• _Data segment_
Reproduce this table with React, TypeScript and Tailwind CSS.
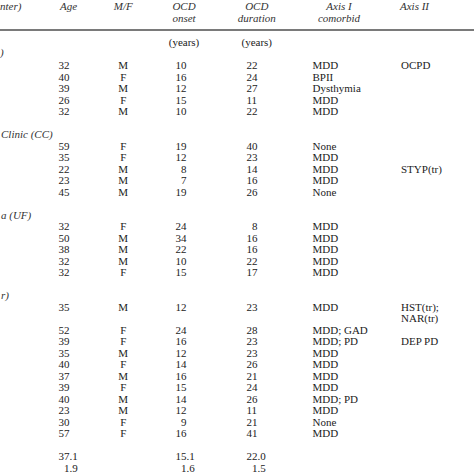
import React from 'react'

type Row = {
  label?: string
  age?: string
  sex?: string
  onset?: string
  dur?: string
  ax1?: string
  ax2?: string
}

const groups: Row[][] = [
  [
    { age: '32', sex: 'M', onset: '10', dur: '22', ax1: 'MDD', ax2: 'OCPD' },
    { age: '40', sex: 'F', onset: '16', dur: '24', ax1: 'BPII' },
    { age: '39', sex: 'M', onset: '12', dur: '27', ax1: 'Dysthymia' },
    { age: '26', sex: 'F', onset: '15', dur: '11', ax1: 'MDD' },
    { age: '32', sex: 'M', onset: '10', dur: '22', ax1: 'MDD' },
  ],
  [
    { label: 'Clinic (CC)' },
    { age: '59', sex: 'F', onset: '19', dur: '40', ax1: 'None' },
    { age: '35', sex: 'F', onset: '12', dur: '23', ax1: 'MDD' },
    { age: '22', sex: 'M', onset: '8', dur: '14', ax1: 'MDD', ax2: 'STYP(tr)' },
    { age: '23', sex: 'M', onset: '7', dur: '16', ax1: 'MDD' },
    { age: '45', sex: 'M', onset: '19', dur: '26', ax1: 'None' },
  ],
  [
    { label: 'a (UF)' },
    { age: '32', sex: 'F', onset: '24', dur: '8', ax1: 'MDD' },
    { age: '50', sex: 'M', onset: '34', dur: '16', ax1: 'MDD' },
    { age: '38', sex: 'M', onset: '22', dur: '16', ax1: 'MDD' },
    { age: '32', sex: 'M', onset: '10', dur: '22', ax1: 'MDD' },
    { age: '32', sex: 'F', onset: '15', dur: '17', ax1: 'MDD' },
  ],
  [
    { label: 'r)' },
    { age: '35', sex: 'M', onset: '12', dur: '23', ax1: 'MDD', ax2: 'HST(tr);' },
    { ax2: 'NAR(tr)' },
    { age: '52', sex: 'F', onset: '24', dur: '28', ax1: 'MDD; GAD' },
    { age: '39', sex: 'F', onset: '16', dur: '23', ax1: 'MDD; PD', ax2: 'DEP PD' },
    { age: '35', sex: 'M', onset: '12', dur: '23', ax1: 'MDD' },
    { age: '40', sex: 'F', onset: '14', dur: '26', ax1: 'MDD' },
    { age: '37', sex: 'M', onset: '16', dur: '21', ax1: 'MDD' },
    { age: '39', sex: 'F', onset: '15', dur: '24', ax1: 'MDD' },
    { age: '40', sex: 'M', onset: '14', dur: '26', ax1: 'MDD; PD' },
    { age: '23', sex: 'M', onset: '12', dur: '11', ax1: 'MDD' },
    { age: '30', sex: 'F', onset: '9', dur: '21', ax1: 'None' },
    { age: '57', sex: 'F', onset: '16', dur: '41', ax1: 'MDD' },
  ],
  [
    { age: '37.1', onset: '15.1', dur: '22.0' },
    { age: '1.9', onset: '1.6', dur: '1.5' },
  ],
]

// single integer digit gets pushed right by one figure so columns line up
function Num({ v }: { v?: string }) {
  if (!v) return null
  const short = v.split('.')[0].length === 1
  return <span className={short ? 'pl-[5.5px]' : ''}>{v}</span>
}

function DataRow({ r }: { r: Row }) {
  if (r.label) {
    return (
      <div className="h-[11.5px] flex italic text-[#333]">
        <div className="pl-[1px] whitespace-nowrap">{r.label}</div>
      </div>
    )
  }
  return (
    <div className="h-[11.5px] flex whitespace-nowrap">
      <div className="w-[58.5px] shrink-0" />
      <div className="w-[40px] shrink-0">
        <Num v={r.age} />
      </div>
      <div className="w-[49.5px] shrink-0 text-center">{r.sex}</div>
      <div className="w-[92px] shrink-0 pl-[27.5px]">
        <Num v={r.onset} />
      </div>
      <div className="w-[72.5px] shrink-0 pl-[6.5px]">
        <Num v={r.dur} />
      </div>
      <div className="w-[87.5px] shrink-0">{r.ax1}</div>
      <div className="pl-[1px]">{r.ax2}</div>
    </div>
  )
}

export default function App() {
  return (
    <div className="w-[474px] h-[474px] overflow-hidden bg-white text-[#222] font-['Liberation_Serif',serif] text-[11px] leading-[11.5px]">
      {/* column headings */}
      <div className="flex italic text-[#333] leading-[12px] whitespace-nowrap">
        <div className="w-[58.5px] shrink-0">nter)</div>
        <div className="w-[40px] shrink-0 pl-[1.5px]">Age</div>
        <div className="w-[49.5px] shrink-0 text-center">M/F</div>
        <div className="w-[72px] shrink-0 flex flex-col items-center">
          <span>OCD</span>
          <span>onset</span>
        </div>
        <div className="w-[73.5px] shrink-0 flex flex-col items-center">
          <span>OCD</span>
          <span>duration</span>
        </div>
        <div className="w-[91px] shrink-0 flex flex-col items-center">
          <span>Axis I</span>
          <span>comorbid</span>
        </div>
        <div className="pl-[15.5px]">Axis II</div>
      </div>

      <div className="mt-[5px] h-[2px] bg-[#7a7a7a]" />

      <div className="mt-[6px] h-[10px] leading-[10px] flex whitespace-nowrap">
        <div className="w-[148px] shrink-0" />
        <div className="w-[72px] shrink-0 text-center">(years)</div>
        <div className="w-[73.5px] shrink-0 text-center">(years)</div>
      </div>

      <div className="h-[11.5px] italic text-[#333]">)</div>

      <div className="mt-[1.75px] flex flex-col gap-[11.5px]">
        {groups.map((g, i) => (
          <div key={i}>
            {g.map((r, j) => (
              <DataRow key={j} r={r} />
            ))}
          </div>
        ))}
      </div>
    </div>
  )
}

• _Exercise_
Omitting all images, print the listing exactly.

• _Written solution_
Reproduce this table with React, TypeScript and Tailwind CSS.
import React from 'react'

type Row = {
  label?: string
  age?: string
  sex?: string
  onset?: string
  dur?: string
  ax1?: string
  ax2?: string
}

const groups: Row[][] = [
  [
    { age: '32', sex: 'M', onset: '10', dur: '22', ax1: 'MDD', ax2: 'OCPD' },
    { age: '40', sex: 'F', onset: '16', dur: '24', ax1: 'BPII' },
    { age: '39', sex: 'M', onset: '12', dur: '27', ax1: 'Dysthymia' },
    { age: '26', sex: 'F', onset: '15', dur: '11', ax1: 'MDD' },
    { age: '32', sex: 'M', onset: '10', dur: '22', ax1: 'MDD' },
  ],
  [
    { label: 'Clinic (CC)' },
    { age: '59', sex: 'F', onset: '19', dur: '40', ax1: 'None' },
    { age: '35', sex: 'F', onset: '12', dur: '23', ax1: 'MDD' },
    { age: '22', sex: 'M', onset: '8', dur: '14', ax1: 'MDD', ax2: 'STYP(tr)' },
    { age: '23', sex: 'M', onset: '7', dur: '16', ax1: 'MDD' },
    { age: '45', sex: 'M', onset: '19', dur: '26', ax1: 'None' },
  ],
  [
    { label: 'a (UF)' },
    { age: '32', sex: 'F', onset: '24', dur: '8', ax1: 'MDD' },
    { age: '50', sex: 'M', onset: '34', dur: '16', ax1: 'MDD' },
    { age: '38', sex: 'M', onset: '22', dur: '16', ax1: 'MDD' },
    { age: '32', sex: 'M', onset: '10', dur: '22', ax1: 'MDD' },
    { age: '32', sex: 'F', onset: '15', dur: '17', ax1: 'MDD' },
  ],
  [
    { label: 'r)' },
    { age: '35', sex: 'M', onset: '12', dur: '23', ax1: 'MDD', ax2: 'HST(tr);' },
    { ax2: 'NAR(tr)' },
    { age: '52', sex: 'F', onset: '24', dur: '28', ax1: 'MDD; GAD' },
    { age: '39', sex: 'F', onset: '16', dur: '23', ax1: 'MDD; PD', ax2: 'DEP PD' },
    { age: '35', sex: 'M', onset: '12', dur: '23', ax1: 'MDD' },
    { age: '40', sex: 'F', onset: '14', dur: '26', ax1: 'MDD' },
    { age: '37', sex: 'M', onset: '16', dur: '21', ax1: 'MDD' },
    { age: '39', sex: 'F', onset: '15', dur: '24', ax1: 'MDD' },
    { age: '40', sex: 'M', onset: '14', dur: '26', ax1: 'MDD; PD' },
    { age: '23', sex: 'M', onset: '12', dur: '11', ax1: 'MDD' },
    { age: '30', sex: 'F', onset: '9', dur: '21', ax1: 'None' },
    { age: '57', sex: 'F', onset: '16', dur: '41', ax1: 'MDD' },
  ],
  [
    { age: '37.1', onset: '15.1', dur: '22.0' },
    { age: '1.9', onset: '1.6', dur: '1.5' },
  ],
]

// single integer digit gets pushed right by one figure so columns line up
function Num({ v }: { v?: string }) {
  if (!v) return null
  const short = v.split('.')[0].length === 1
  return <span className={short ? 'pl-[5.5px]' : ''}>{v}</span>
}

function DataRow({ r }: { r: Row }) {
  if (r.label) {
    return (
      <div className="h-[11.5px] flex italic text-[#333]">
        <div className="pl-[1px] whitespace-nowrap">{r.label}</div>
      </div>
    )
  }
  return (
    <div className="h-[11.5px] flex whitespace-nowrap">
      <div className="w-[58.5px] shrink-0" />
      <div className="w-[40px] shrink-0">
        <Num v={r.age} />
      </div>
      <div className="w-[49.5px] shrink-0 text-center">{r.sex}</div>
      <div className="w-[92px] shrink-0 pl-[27.5px]">
        <Num v={r.onset} />
      </div>
      <div className="w-[72.5px] shrink-0 pl-[6.5px]">
        <Num v={r.dur} />
      </div>
      <div className="w-[87.5px] shrink-0">{r.ax1}</div>
      <div className="pl-[1px]">{r.ax2}</div>
    </div>
  )
}

export default function App() {
  return (
    <div className="w-[474px] h-[474px] overflow-hidden bg-white text-[#222] font-['Liberation_Serif',serif] text-[11px] leading-[11.5px]">
      {/* column headings */}
      <div className="flex italic text-[#333] leading-[12px] whitespace-nowrap">
        <div className="w-[58.5px] shrink-0">nter)</div>
        <div className="w-[40px] shrink-0 pl-[1.5px]">Age</div>
        <div className="w-[49.5px] shrink-0 text-center">M/F</div>
        <div className="w-[72px] shrink-0 flex flex-col items-center">
          <span>OCD</span>
          <span>onset</span>
        </div>
        <div className="w-[73.5px] shrink-0 flex flex-col items-center">
          <span>OCD</span>
          <span>duration</span>
        </div>
        <div className="w-[91px] shrink-0 flex flex-col items-center">
          <span>Axis I</span>
          <span>comorbid</span>
        </div>
        <div className="pl-[15.5px]">Axis II</div>
      </div>

      <div className="mt-[5px] h-[2px] bg-[#7a7a7a]" />

      <div className="mt-[6px] h-[10px] leading-[10px] flex whitespace-nowrap">
        <div className="w-[148px] shrink-0" />
        <div className="w-[72px] shrink-0 text-center">(years)</div>
        <div className="w-[73.5px] shrink-0 text-center">(years)</div>
      </div>

      <div className="h-[11.5px] italic text-[#333]">)</div>

      <div className="mt-[1.75px] flex flex-col gap-[11.5px]">
        {groups.map((g, i) => (
          <div key={i}>
            {g.map((r, j) => (
              <DataRow key={j} r={r} />
            ))}
          </div>
        ))}
      </div>
    </div>
  )
}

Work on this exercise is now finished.